The concept of the JSC aligns most closely with the modern Publicly Traded Corporation. Public corporations, which trade shares on exchanges like the NYSE or NASDAQ, maintain the JSC’s original emphasis on freely transferable shares. These shares are registered with the Securities and Exchange Commission (SEC).
Closely held, or private, corporations also descend from the JSC model. These entities restrict the transferability of shares, but they still retain the core corporate structure. The distinction rests primarily on the liquidity of the shares, not the fundamental legal framework.
The enduring success of the corporate structure, and its predecessor the JSC, rests on two fundamental legal pillars. The most significant of these is the principle of limited liability for the shareholders. This provision means the personal assets of the owners are protected from the company’s debts, obligations, and legal judgments.
A shareholder’s financial exposure is generally limited to the amount of their initial investment in the stock. For example, if a corporation incurs $50 million in debt, a shareholder who invested $10,000 will lose only that $10,000 and not their personal residence or savings. This protection is only breached in rare cases of “piercing the corporate veil,” typically involving fraud or commingling of personal and corporate funds.

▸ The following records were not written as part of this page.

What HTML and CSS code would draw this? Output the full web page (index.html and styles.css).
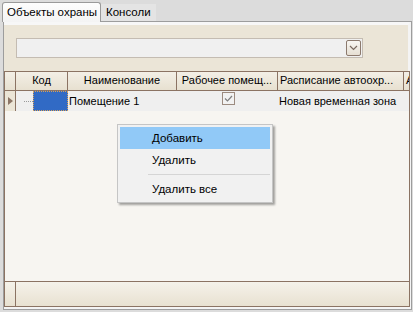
FILE: index.html
```html
<!DOCTYPE html>
<html lang="ru">
<head>
  <meta charset="UTF-8">
  <title>Объекты охраны</title>
  <link rel="stylesheet" href="styles.css">
</head>
<body>
  <div class="tabs">
    <div class="tab active">Объекты охраны</div>
    <div class="tab">Консоли</div>
  </div>

  <div class="tab-page">
    <div class="filter">
      <div class="combo">
        <span class="combo-btn">
          <svg width="9" height="6" viewBox="0 0 9 6"><path d="M1 1 L4.5 4.5 L8 1" fill="none" stroke="#7a6a60" stroke-width="1.2"/></svg>
        </span>
      </div>
    </div>

    <div class="grid">
      <div class="row head">
        <div class="cell ind"></div>
        <div class="cell c-code">Код</div>
        <div class="cell c-name">Наименование</div>
        <div class="cell c-work">Рабочее помещ...</div>
        <div class="cell c-sched">Расписание автоохр...</div>
        <div class="cell c-last">А</div>
      </div>

      <div class="row data">
        <div class="cell ind">
          <svg width="5" height="8" viewBox="0 0 5 8"><path d="M0 0 L5 4 L0 8 Z" fill="#8c7566"/></svg>
        </div>
        <div class="cell c-code">
          <span class="tree-dots"></span>
          <span class="selected"></span>
        </div>
        <div class="cell c-name">Помещение 1</div>
        <div class="cell c-work">
          <span class="check">
            <svg width="9" height="7" viewBox="0 0 9 7"><path d="M1 3.5 L3.5 6 L8 1" fill="none" stroke="#7f7f7f" stroke-width="1.2"/></svg>
          </span>
        </div>
        <div class="cell c-sched">Новая временная зона</div>
      </div>

      <div class="grid-body"></div>

      <div class="row foot">
        <div class="cell ind"></div>
        <div class="cell"></div>
      </div>
    </div>
  </div>

  <!-- Context menu -->
  <div class="menu">
    <div class="menu-item hover">Добавить</div>
    <div class="menu-item">Удалить</div>
    <div class="menu-sep"></div>
    <div class="menu-item">Удалить все</div>
  </div>
</body>
</html>
```

FILE: styles.css
```css
body {
  margin: 0;
  width: 413px;
  height: 312px;
  overflow: hidden;
  position: relative;
  background-color: #dcdcdc;
  font-family: "Liberation Sans", Arial, sans-serif;
  font-size: 11px;
  color: #000;
}
.tabs {
  display: flex;
  align-items: flex-end;
  height: 22px;
  padding-left: 2px;
  margin-bottom: -1px;
  white-space: nowrap;
}
.tab {
  box-sizing: border-box;
  width: 55px;
  height: 17px;
  line-height: 16px;
  padding: 0 0 0 5px;
  background-color: #e4e4e4;
  margin-bottom: 1px;
  font-size: 11.5px;
}
.tab.active {
  position: relative;
  z-index: 1;
  width: 99px;
  height: 20px;
  line-height: 19px;
  padding-left: 4px;
  margin-bottom: 0;
  border: 1px solid #9a9a9a;
  border-bottom: none;
  border-radius: 3px 3px 0 0;
  background: linear-gradient(#fdfdfd, #f4f4f4);
}
.tab-page {
  box-sizing: border-box;
  margin-left: 3px;
  width: 409px;
  height: 289px;
  border: 1px solid #9d9d9d;
  background-color: #f4f4f4;
  padding: 0 1px 2px 0;
  display: flex;
  flex-direction: column;
}
.filter {
  box-sizing: border-box;
  height: 49px;
  border-top: 3px solid #f7f7f7;
  border-right: 2px solid #f4f4f4;
  background-color: #ebe5d7;
  padding: 13px 0 0 12px;
}
.combo {
  box-sizing: border-box;
  width: 347px;
  height: 20px;
  border: 1px solid #c4bcb2;
  background-color: #f0f0f0;
  display: flex;
  align-items: center;
  justify-content: flex-end;
  padding-right: 1px;
}
.combo-btn {
  box-sizing: border-box;
  width: 15px;
  height: 16px;
  border: 1px solid #8c7a6e;
  border-radius: 2px;
  background: linear-gradient(#f8f6f2, #e6dfd3);
  display: flex;
  align-items: center;
  justify-content: center;
}
.grid {
  flex: 1;
  border: 1px solid #8b7363;
  background-color: #f7f5f0;
  display: flex;
  flex-direction: column;
  overflow: hidden;
}
.row {
  display: flex;
}
.cell {
  box-sizing: border-box;
  white-space: nowrap;
  overflow: hidden;
}
.ind { width: 11px; flex: none; }
.c-code { width: 52px; flex: none; }
.c-name { width: 109px; flex: none; }
.c-work { width: 101px; flex: none; }
.c-sched { width: 126px; flex: none; }
.c-last { flex: 1; }

.head {
  height: 18px;
  border-bottom: 1px solid #8b7363;
  background: linear-gradient(#f3efe6, #e7e0d0);
}
.head .cell {
  line-height: 17px;
  text-align: center;
  border-right: 1px solid #8b7363;
}
.head .c-sched,
.head .c-last {
  text-align: left;
  padding-left: 2px;
}
.head .c-last {
  border-right: none;
}
.data {
  height: 20px;
  line-height: 20px;
  background-color: #efefef;
}
.data .ind {
  border-right: 1px solid #8b7363;
  background-color: #ebe5d7;
  display: flex;
  align-items: center;
  padding-left: 3px;
}
.data .c-code {
  display: flex;
  align-items: center;
}
.tree-dots {
  width: 9px;
  margin: 0 0 0 8px;
  border-top: 1px dotted #9a9a9a;
}
.selected {
  box-sizing: border-box;
  width: 35px;
  height: 20px;
  background-color: #316ac5;
  border: 1px dotted #d9a15a;
}
.data .c-name,
.data .c-sched {
  padding-left: 1px;
}
.data .c-work {
  display: flex;
  justify-content: center;
  padding-top: 1px;
  padding-left: 1px;
}
.check {
  box-sizing: border-box;
  width: 13px;
  height: 13px;
  border: 1px solid #9c8b80;
  background-color: #f2f2f2;
  display: flex;
  align-items: center;
  justify-content: center;
}
.grid-body {
  flex: 1;
  background-color: #f7f5f1;
}
.foot {
  height: 24px;
  border-top: 1px solid #8b7363;
  background: linear-gradient(#f5f2ea, #e8e1d1);
}
.foot .ind {
  border-right: 1px solid #8b7363;
}

.menu {
  position: absolute;
  left: 117px;
  top: 124px;
  width: 156px;
  box-sizing: border-box;
  border: 1px solid #c5c5c5;
  background-color: #f1f1f1;
  padding: 2px;
  box-shadow: 2px 2px 2px rgba(0, 0, 0, 0.35);
  font-size: 11.5px;
}
.menu-item {
  height: 22px;
  line-height: 22px;
  padding-left: 32px;
}
.menu-item.hover {
  background-color: #91c9f7;
}
.menu-sep {
  height: 1px;
  margin: 3px 0 3px 28px;
  background-color: #d5d5d5;
}
```
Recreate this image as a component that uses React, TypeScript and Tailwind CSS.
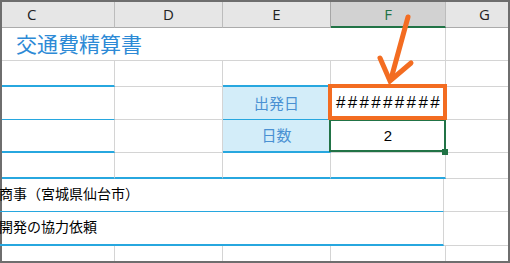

The second defining characteristic is the perpetual continuity of the business through transferable shares. Ownership is represented by equity shares that can be bought and sold on the open market without requiring the dissolution or reorganization of the entity. This continuous life is a stark contrast to a general partnership, which often dissolves upon the death or withdrawal of a principal partner.
The entity’s legal existence is independent of the identity of its owners. This continuity allows the corporation to undertake long-term planning and investment without the uncertainty of ownership changes. Management can focus on operational strategy, such as capital expenditure planning and debt financing, knowing the ownership base is fluid but the entity is stable.
The transfer of stock is governed by the uniform commercial code (UCC), ensuring a standardized method of conveyance. Share transferability provides essential liquidity, making the investment highly attractive. Investors can quickly exit their position by selling their shares.
The corporate structure’s limited liability feature sharply distinguishes it from traditional Sole Proprietorships and General Partnerships. In these simpler entities, the owner’s personal liability is unlimited. A business debt is considered a personal debt of the owner, meaning personal assets are fully exposed to business creditors.
A sole proprietor reports business income and loss directly on their personal tax return. This lack of legal separation means the entity is not a separate taxable or legal person. The corporation’s separation from its owners offers a fundamental layer of risk mitigation unavailable in these unincorporated forms.
The Limited Liability Company (LLC) is a hybrid structure that also offers limited liability to its members. However, the LLC differs from the corporation, or former JSC, primarily in its default tax treatment and management structure. An LLC is typically taxed as a pass-through entity, avoiding the “double taxation” inherent in a standard C-Corporation.
The formal management structure of a corporation requires a Board of Directors, as mandated by state law. An LLC, conversely, allows for much greater flexibility in management, often operating without the formal governance requirements of corporate bylaws and mandatory shareholder meetings. The corporate structure, as the successor to the JSC, remains the most formalized and regulated of all US business entities.